The vast majority of narwhals live in the waters off Canada and Greenland. Males weigh on average 1,600 kg and grow to about 4.7 metres long, females 900 kg and four metres. They summer close to shore in bays where the Inuit hunt them, and winter farther out in deep, ice-covered habitats, particularly Baffin Bay, with only limited stretches of open water where they can surface to breathe. Their natural predator, the killer whale, isn’t made for living under so much ice. “But if the ice is lost in Baffin Bay, and all of a sudden killer whales are all over the place, the narwhals may not have another option,” Ferguson says. Indeed, he suspects the narwhals that made a rare appearance in Cambridge Bay last summer had been chased there by killer whales expanding their range.
But scientists are only beginning to understand the narwhals’ movements. The total population is estimated at 80,000, with perhaps 60,000 in Canada. In recent years, federal researchers have identified eight so-called “summer stocks,” or breeding populations. Last year, for the first time, Fisheries and Oceans officials used this new information when deciding how many narwhals could be killed without putting a particular summer stock at risk. That led to sharp reductions in what they deemed to be sustainable harvests for most of Nunavut’s roughly 20 narwhal-hunting villages.
The change meant the communities were denied federal approval to legally export the tusks, which can be more than two metres long and fetch more than $1,000. The Inuit were outraged. Their economic and cultural organization, Nunavut Tunngavik Inc., challenged the new rules in court. NTI dropped the case last June when the government agreed to consider mutually setting quotas.
Those discussions continue, and federal officials plan to tour some of the aggrieved, remote narwhal-hunting communities early in 2012. But hard decisions on the hunt can’t be put off indefinitely. The Convention on International Trade in Endangered Species of Wild Fauna and Flora, known as CITES, is slated to address the narwhal situation at its 2013 annual meeting. A CITES finding that Canada’s conservation rules aren’t good enough could lead to an outright ban on tusk exports, and perhaps turn the narwhal into a cause célèbre among conservation groups that have already made Newfoundland’s seal hunt internationally notorious.
Gabriel Nirlungayuk, NTI’s director of wildlife, stresses that the harvest of about 500 narwhals a year amounts to less than one per cent of the population in Canadian waters. “It doesn’t even raise alarm,” he says. Still, Inuit leaders are wary of how the hunt looks to outsiders. A key point of sensitivity: federal researchers estimate that two or three of every 10 narwhals shot by hunters are “struck and lost.” Nirlungavuk says some Inuit communities, recognizing the problem of wounding but not retrieving whales, have tried to enforce stricter rules, requiring hunters to harpoon narwhals before shooting them: “Struck-and-lost [whales] is a concern.”

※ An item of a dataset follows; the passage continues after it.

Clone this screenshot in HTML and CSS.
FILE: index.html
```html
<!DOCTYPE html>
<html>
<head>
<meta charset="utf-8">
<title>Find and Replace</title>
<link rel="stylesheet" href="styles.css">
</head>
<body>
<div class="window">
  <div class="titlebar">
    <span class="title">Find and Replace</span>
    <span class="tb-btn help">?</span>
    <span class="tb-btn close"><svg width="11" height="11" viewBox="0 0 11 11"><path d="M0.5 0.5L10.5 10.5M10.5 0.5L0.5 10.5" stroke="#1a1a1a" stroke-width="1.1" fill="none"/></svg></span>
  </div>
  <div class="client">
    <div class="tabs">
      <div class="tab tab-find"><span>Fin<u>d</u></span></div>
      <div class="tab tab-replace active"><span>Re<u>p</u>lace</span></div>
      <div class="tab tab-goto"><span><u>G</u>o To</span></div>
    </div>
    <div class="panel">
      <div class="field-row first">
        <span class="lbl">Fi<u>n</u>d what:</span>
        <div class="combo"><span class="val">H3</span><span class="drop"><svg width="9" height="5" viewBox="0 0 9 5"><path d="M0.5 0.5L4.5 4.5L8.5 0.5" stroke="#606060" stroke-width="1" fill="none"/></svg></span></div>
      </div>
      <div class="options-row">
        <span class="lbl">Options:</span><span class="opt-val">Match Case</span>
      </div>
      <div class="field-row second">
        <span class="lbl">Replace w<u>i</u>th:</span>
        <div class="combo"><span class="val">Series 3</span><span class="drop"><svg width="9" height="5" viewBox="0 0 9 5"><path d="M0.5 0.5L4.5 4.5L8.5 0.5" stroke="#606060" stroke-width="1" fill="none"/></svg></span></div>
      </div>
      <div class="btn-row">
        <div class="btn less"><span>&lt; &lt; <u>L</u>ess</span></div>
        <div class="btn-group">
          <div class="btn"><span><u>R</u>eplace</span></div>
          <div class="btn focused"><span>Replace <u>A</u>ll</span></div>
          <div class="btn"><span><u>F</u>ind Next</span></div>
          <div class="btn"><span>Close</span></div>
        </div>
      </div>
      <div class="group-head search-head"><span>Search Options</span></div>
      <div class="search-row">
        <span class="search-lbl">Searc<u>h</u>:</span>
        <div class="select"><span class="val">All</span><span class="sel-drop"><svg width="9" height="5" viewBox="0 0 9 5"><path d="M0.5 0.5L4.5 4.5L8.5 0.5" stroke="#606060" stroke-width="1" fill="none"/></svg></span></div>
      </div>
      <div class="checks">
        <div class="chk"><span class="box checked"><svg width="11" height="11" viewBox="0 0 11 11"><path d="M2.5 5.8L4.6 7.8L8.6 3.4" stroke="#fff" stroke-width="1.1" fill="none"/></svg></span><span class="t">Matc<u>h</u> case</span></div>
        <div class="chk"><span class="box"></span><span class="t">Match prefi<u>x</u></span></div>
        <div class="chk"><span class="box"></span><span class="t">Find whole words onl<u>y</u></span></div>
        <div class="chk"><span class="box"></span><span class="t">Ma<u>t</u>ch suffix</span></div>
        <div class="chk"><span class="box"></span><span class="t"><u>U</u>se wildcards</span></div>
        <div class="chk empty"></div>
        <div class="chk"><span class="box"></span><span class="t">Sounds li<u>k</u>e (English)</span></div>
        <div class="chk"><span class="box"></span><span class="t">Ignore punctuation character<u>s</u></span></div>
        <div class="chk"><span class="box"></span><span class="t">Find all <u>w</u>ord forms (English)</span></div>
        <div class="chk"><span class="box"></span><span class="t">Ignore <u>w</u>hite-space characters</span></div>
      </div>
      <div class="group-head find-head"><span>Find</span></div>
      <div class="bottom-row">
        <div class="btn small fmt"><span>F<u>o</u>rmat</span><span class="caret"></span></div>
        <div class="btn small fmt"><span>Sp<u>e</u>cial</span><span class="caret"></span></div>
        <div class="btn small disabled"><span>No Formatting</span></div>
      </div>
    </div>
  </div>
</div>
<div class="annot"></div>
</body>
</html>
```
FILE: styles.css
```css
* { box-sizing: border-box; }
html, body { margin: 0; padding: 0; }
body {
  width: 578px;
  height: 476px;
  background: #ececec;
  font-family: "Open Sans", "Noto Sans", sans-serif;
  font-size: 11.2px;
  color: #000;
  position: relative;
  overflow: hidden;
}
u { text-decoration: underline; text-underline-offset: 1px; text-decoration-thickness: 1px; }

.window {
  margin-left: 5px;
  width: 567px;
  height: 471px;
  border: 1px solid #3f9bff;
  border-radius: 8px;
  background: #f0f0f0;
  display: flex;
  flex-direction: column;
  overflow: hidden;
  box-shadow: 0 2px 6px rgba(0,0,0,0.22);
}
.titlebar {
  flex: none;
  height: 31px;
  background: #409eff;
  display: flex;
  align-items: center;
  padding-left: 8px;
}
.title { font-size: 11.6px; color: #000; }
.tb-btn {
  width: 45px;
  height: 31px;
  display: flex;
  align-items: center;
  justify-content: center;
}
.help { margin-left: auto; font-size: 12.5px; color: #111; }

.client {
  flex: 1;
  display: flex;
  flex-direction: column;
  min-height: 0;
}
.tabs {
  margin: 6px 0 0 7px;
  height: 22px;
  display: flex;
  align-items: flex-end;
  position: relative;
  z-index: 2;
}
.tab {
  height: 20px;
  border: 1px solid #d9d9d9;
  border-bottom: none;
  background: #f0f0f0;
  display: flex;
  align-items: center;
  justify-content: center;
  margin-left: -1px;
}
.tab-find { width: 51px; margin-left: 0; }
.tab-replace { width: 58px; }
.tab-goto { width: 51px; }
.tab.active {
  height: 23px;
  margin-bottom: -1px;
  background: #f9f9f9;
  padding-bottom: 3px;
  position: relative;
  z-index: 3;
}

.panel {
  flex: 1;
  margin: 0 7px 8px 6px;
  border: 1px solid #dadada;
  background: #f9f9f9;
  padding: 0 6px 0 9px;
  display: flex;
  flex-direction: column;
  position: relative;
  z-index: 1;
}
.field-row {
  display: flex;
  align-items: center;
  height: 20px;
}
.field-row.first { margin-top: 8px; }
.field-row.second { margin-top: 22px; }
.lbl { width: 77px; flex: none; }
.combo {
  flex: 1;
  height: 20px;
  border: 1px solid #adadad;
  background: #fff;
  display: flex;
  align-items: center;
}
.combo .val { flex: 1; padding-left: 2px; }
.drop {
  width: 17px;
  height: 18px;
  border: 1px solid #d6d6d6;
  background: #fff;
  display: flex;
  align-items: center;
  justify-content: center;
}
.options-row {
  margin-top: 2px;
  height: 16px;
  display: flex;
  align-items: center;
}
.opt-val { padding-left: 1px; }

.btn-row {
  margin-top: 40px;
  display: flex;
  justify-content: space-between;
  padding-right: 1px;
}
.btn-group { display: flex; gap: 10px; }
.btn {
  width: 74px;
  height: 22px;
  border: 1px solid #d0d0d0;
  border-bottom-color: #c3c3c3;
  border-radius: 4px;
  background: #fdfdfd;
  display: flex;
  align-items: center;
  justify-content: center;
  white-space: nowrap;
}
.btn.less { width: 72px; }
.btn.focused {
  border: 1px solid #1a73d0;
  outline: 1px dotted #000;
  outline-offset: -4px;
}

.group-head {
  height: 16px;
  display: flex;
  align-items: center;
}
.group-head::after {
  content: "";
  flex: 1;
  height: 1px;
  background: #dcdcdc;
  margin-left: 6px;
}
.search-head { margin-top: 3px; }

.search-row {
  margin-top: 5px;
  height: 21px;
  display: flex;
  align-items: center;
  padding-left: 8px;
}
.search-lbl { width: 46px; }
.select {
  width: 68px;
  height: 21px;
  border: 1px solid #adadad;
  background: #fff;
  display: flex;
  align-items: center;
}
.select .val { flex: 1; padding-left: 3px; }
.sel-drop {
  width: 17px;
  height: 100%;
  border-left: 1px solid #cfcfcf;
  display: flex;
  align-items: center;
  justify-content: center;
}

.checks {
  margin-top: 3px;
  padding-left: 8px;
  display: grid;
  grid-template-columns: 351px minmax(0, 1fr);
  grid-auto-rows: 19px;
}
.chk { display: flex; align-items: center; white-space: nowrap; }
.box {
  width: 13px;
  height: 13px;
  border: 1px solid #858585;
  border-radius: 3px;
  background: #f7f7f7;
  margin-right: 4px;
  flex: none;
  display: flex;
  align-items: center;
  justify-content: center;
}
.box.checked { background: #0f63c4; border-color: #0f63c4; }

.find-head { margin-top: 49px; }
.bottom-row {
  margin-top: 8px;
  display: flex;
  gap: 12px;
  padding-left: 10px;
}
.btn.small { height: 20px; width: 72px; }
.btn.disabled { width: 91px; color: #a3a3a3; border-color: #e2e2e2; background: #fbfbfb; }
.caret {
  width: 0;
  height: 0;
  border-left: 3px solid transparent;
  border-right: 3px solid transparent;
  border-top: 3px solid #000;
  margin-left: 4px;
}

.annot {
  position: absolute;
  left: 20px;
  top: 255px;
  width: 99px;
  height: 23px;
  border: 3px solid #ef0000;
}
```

Anger among the Inuit over restrictions on tusk exports sparked NTI’s legal clash with Ottawa. But Nirlungavuk says eating muktuk remains more important than selling tusks. “We’re raw-meat eaters, but we like it any which way,” he says. “You can fry it, you can boil it. It’s very good with salad. I’ve got a granddaughter, she’s two years old, and she really likes it.” Nirlungavuk says the dialogue launched by the federal government in return for NTI dropping its court challenge marks progress. “We know what the heck they’re up to now,” he says.
Figuring out what the narwhals are up to will be trickier. In a joint project, Fisheries and Oceans, Inuit and the environmental group WWF-Canada caught nine last summer and fitted them with transmitters, allowing their still-mysterious migrations to be tracked by satellite. “Relative to other large mammals,” says WWF-Canada’s Peter Ewins, “it’s probably one of the least understood species.”
Humans are better understood. And given our enthusiasm for charismatic mammals—from tigers to seals—narwhals could easily be the next to draw mass interest. If that happens, Inuit hunters and federal scientists will need a persuasive tale to tell about how they are conserving arguably the only species with serious potential to compete with the polar bear as a Canadian Arctic icon.